- **Information supplied**:
# # # #

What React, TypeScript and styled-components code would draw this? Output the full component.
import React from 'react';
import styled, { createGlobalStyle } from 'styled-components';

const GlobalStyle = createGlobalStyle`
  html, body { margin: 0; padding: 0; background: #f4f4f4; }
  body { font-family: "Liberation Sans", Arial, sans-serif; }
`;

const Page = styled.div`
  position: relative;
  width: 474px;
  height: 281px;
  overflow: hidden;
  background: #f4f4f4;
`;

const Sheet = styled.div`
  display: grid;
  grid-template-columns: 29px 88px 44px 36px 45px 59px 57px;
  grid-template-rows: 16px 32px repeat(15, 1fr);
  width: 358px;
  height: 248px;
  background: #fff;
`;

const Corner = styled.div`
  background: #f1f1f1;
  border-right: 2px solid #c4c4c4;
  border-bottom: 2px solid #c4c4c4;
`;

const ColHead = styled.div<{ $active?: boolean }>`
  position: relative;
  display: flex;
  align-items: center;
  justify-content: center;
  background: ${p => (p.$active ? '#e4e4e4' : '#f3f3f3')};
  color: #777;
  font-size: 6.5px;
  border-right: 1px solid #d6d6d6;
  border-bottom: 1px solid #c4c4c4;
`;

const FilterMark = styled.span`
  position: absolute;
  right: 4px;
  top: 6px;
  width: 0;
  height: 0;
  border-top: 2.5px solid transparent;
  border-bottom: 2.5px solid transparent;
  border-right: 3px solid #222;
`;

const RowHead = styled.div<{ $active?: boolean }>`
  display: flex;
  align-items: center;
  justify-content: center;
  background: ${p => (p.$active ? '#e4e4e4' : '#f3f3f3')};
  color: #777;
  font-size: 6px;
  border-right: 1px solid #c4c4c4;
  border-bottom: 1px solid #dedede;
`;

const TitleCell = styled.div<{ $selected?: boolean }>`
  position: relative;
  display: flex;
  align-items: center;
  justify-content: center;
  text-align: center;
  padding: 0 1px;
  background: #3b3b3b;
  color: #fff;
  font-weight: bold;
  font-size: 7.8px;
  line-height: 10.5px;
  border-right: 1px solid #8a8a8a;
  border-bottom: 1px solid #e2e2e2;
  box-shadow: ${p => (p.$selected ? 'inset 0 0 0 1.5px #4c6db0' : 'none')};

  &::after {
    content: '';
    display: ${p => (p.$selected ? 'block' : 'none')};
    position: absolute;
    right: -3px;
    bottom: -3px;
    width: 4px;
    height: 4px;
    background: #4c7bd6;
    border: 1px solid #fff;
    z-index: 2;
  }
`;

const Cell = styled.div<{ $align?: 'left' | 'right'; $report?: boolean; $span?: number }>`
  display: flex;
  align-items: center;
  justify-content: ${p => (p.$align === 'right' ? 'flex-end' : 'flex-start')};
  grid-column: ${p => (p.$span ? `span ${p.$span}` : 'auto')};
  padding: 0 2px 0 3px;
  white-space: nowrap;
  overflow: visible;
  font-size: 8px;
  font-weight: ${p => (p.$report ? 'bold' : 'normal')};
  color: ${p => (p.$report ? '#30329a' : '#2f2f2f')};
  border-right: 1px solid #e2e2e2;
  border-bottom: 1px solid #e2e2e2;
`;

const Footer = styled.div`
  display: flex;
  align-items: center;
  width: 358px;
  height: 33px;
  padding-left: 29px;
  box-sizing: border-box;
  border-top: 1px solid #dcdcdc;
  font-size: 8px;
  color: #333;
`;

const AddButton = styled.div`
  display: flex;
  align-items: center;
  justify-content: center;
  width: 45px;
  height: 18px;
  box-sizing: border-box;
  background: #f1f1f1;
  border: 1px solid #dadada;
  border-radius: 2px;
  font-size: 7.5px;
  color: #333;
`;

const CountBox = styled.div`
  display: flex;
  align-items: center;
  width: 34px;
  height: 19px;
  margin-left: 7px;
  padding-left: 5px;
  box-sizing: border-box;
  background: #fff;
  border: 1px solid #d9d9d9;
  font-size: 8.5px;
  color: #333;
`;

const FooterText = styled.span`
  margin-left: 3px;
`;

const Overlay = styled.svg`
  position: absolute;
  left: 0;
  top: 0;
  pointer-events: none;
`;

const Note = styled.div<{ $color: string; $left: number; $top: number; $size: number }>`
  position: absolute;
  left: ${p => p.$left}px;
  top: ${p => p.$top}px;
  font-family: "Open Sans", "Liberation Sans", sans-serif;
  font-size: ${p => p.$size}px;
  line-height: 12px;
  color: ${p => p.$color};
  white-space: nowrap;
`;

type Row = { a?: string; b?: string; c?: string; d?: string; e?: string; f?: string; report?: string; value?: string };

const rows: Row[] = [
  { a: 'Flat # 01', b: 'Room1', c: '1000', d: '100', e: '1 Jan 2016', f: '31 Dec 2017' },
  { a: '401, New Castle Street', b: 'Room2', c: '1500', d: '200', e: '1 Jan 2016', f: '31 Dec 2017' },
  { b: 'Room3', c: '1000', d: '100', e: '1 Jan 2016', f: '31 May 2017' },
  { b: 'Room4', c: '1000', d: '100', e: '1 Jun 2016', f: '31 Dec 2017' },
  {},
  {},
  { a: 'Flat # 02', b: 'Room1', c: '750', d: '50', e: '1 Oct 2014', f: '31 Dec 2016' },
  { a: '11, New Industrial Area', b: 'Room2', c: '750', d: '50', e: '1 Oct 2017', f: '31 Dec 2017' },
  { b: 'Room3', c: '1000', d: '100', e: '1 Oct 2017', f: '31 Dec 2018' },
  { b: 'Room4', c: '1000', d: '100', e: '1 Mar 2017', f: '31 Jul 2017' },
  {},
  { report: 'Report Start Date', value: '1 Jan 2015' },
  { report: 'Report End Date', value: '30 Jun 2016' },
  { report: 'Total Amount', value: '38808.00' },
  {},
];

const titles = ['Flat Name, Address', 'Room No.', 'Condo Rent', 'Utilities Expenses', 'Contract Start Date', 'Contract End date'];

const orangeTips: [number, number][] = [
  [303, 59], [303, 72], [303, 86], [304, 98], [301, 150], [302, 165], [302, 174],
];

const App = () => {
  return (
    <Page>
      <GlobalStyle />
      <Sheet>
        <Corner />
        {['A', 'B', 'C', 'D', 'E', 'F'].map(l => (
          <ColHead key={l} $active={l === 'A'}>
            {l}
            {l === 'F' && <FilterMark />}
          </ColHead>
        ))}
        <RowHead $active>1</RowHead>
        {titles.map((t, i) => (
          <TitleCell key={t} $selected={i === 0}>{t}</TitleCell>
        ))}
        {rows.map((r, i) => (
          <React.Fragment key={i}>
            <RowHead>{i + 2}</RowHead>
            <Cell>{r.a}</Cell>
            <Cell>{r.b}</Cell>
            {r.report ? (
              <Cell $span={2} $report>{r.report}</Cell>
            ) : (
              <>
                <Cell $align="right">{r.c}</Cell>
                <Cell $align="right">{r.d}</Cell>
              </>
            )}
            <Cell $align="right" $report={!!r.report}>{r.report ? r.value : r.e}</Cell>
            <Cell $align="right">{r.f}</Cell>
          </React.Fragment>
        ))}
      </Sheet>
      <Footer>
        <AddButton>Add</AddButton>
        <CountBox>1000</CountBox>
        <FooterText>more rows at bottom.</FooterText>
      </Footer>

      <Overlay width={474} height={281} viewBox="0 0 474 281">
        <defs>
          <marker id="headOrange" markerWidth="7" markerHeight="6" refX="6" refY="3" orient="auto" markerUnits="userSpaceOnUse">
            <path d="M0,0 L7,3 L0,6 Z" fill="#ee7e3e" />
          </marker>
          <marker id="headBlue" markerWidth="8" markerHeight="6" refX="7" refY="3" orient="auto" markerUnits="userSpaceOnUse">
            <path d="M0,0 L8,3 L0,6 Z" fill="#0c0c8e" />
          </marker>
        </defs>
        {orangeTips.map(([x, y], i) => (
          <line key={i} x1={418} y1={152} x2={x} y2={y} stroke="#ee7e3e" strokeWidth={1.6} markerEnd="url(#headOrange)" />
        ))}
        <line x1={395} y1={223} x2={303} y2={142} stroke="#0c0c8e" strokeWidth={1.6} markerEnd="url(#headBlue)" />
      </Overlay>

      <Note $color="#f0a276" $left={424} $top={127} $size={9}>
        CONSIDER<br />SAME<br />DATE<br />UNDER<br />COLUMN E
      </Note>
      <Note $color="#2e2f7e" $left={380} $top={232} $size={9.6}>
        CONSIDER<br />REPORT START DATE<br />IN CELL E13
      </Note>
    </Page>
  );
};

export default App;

# # # #

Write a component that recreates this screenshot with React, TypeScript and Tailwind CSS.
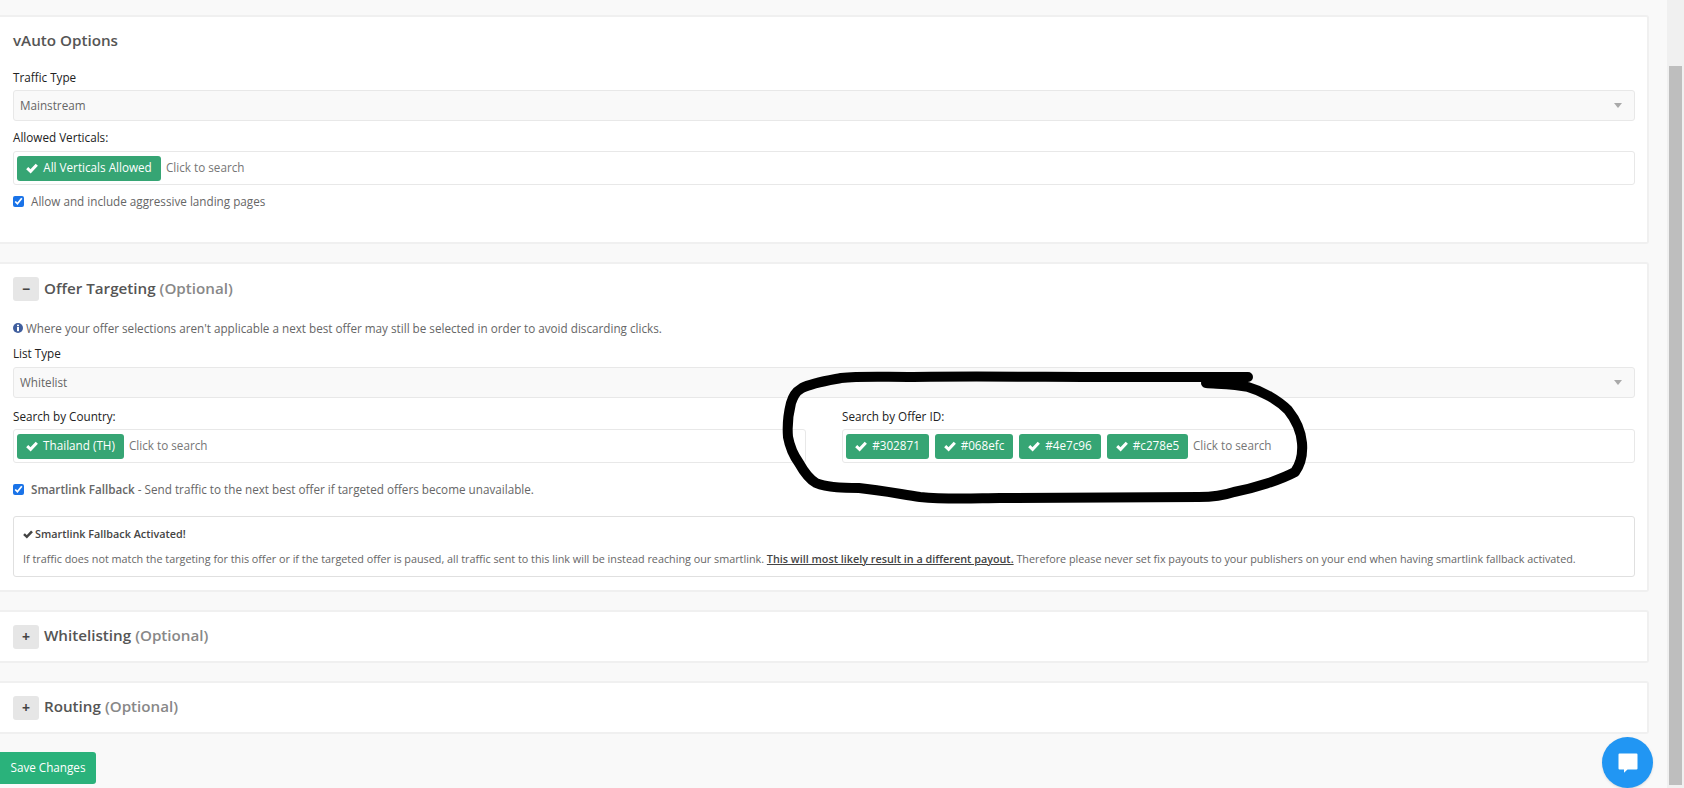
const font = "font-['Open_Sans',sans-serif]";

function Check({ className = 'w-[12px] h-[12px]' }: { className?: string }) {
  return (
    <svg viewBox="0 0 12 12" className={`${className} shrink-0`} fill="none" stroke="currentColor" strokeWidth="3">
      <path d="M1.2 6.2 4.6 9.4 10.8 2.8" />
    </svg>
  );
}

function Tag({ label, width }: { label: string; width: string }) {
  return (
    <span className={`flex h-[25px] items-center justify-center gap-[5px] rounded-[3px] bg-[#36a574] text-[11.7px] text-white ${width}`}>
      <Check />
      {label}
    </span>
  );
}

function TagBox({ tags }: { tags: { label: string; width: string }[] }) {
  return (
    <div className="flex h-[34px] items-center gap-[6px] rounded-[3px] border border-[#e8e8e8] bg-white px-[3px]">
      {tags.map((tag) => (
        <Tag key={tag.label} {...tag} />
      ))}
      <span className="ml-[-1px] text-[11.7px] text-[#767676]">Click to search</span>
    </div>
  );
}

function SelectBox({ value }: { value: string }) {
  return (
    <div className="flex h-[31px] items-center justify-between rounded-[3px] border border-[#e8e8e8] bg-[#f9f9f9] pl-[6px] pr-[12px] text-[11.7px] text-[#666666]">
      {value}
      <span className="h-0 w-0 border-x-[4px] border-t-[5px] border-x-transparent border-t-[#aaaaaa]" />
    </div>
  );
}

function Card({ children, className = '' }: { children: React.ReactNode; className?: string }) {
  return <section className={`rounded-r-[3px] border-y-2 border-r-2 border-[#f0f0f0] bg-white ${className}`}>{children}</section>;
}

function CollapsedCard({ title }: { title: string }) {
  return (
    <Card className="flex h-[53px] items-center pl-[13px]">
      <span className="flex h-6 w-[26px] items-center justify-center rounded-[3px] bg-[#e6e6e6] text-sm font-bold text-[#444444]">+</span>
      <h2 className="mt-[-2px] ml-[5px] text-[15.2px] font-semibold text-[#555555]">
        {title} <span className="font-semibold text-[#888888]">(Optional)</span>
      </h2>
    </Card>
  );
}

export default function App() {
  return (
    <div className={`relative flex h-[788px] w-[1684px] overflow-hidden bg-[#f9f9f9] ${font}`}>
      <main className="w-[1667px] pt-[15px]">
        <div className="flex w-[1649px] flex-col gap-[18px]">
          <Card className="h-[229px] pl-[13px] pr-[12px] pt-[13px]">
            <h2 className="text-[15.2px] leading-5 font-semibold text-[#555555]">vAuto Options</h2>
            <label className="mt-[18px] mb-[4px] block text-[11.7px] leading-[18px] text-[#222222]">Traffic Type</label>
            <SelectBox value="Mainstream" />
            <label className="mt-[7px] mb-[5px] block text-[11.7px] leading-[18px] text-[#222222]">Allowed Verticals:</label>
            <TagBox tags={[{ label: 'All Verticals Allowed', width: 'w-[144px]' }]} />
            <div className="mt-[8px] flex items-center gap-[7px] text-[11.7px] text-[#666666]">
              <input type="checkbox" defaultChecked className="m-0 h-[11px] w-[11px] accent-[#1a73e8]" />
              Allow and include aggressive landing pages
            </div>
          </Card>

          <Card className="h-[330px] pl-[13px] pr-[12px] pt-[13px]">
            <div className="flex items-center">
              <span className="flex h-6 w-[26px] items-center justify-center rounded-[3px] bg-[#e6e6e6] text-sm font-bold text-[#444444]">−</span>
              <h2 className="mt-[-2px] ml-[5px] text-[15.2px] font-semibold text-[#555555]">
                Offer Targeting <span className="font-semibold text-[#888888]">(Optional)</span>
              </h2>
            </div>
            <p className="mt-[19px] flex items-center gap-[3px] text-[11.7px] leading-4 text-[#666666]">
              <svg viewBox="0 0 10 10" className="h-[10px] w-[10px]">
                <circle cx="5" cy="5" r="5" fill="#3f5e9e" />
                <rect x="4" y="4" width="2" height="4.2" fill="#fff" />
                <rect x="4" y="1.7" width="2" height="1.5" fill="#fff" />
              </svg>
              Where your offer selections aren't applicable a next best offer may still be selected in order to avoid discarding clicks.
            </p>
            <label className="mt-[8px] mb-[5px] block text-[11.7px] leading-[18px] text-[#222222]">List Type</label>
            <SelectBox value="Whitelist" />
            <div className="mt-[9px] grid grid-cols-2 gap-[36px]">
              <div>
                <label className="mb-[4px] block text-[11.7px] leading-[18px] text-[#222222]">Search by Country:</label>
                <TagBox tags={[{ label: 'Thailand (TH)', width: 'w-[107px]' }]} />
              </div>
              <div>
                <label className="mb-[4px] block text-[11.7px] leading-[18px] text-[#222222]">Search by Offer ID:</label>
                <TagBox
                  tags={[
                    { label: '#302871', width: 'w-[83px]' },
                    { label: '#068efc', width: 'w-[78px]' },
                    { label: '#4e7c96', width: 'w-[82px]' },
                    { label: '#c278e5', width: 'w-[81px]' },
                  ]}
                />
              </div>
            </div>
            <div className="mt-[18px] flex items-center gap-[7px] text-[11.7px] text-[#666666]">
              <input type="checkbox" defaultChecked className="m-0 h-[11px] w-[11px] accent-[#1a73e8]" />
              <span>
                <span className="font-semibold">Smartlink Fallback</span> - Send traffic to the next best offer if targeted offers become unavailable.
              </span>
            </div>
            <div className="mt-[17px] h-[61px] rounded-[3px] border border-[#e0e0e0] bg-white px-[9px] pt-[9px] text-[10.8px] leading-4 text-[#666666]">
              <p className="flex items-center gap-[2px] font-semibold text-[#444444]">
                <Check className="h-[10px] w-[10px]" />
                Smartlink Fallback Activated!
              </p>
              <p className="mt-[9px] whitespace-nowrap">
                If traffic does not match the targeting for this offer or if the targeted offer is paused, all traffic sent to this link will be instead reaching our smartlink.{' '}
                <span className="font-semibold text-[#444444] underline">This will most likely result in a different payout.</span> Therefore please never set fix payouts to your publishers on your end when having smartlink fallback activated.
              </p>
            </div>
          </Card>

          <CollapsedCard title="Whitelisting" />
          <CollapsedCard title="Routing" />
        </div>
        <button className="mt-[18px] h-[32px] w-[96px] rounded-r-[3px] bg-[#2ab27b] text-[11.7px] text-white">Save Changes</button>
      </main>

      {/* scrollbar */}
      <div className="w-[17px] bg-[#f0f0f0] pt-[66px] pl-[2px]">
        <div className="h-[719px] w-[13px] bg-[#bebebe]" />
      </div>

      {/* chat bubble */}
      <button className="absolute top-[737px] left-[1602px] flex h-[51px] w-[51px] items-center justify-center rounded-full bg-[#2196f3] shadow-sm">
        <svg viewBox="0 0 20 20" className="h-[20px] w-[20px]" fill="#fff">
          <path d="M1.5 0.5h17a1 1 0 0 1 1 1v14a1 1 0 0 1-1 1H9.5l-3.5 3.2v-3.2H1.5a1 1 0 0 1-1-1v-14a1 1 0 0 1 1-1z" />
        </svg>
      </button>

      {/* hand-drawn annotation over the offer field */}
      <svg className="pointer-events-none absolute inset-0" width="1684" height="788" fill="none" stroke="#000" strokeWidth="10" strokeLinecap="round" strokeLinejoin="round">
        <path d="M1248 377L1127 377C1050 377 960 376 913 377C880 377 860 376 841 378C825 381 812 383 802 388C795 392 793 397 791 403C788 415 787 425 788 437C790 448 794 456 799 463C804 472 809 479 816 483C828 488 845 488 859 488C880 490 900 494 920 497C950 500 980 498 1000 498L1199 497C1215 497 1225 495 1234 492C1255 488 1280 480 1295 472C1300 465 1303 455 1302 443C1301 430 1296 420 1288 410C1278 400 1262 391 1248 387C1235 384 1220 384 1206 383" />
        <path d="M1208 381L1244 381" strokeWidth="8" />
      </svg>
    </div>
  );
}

# # # #

- **Objective**: Find every line in the records above that holds the word "React", and copy each one.

- **Answer to this task**:
What React, TypeScript and styled-components code would draw this? Output the full component.
import React from 'react';
          <React.Fragment key={i}>
          </React.Fragment>
Write a component that recreates this screenshot with React, TypeScript and Tailwind CSS.
function Card({ children, className = '' }: { children: React.ReactNode; className?: string }) {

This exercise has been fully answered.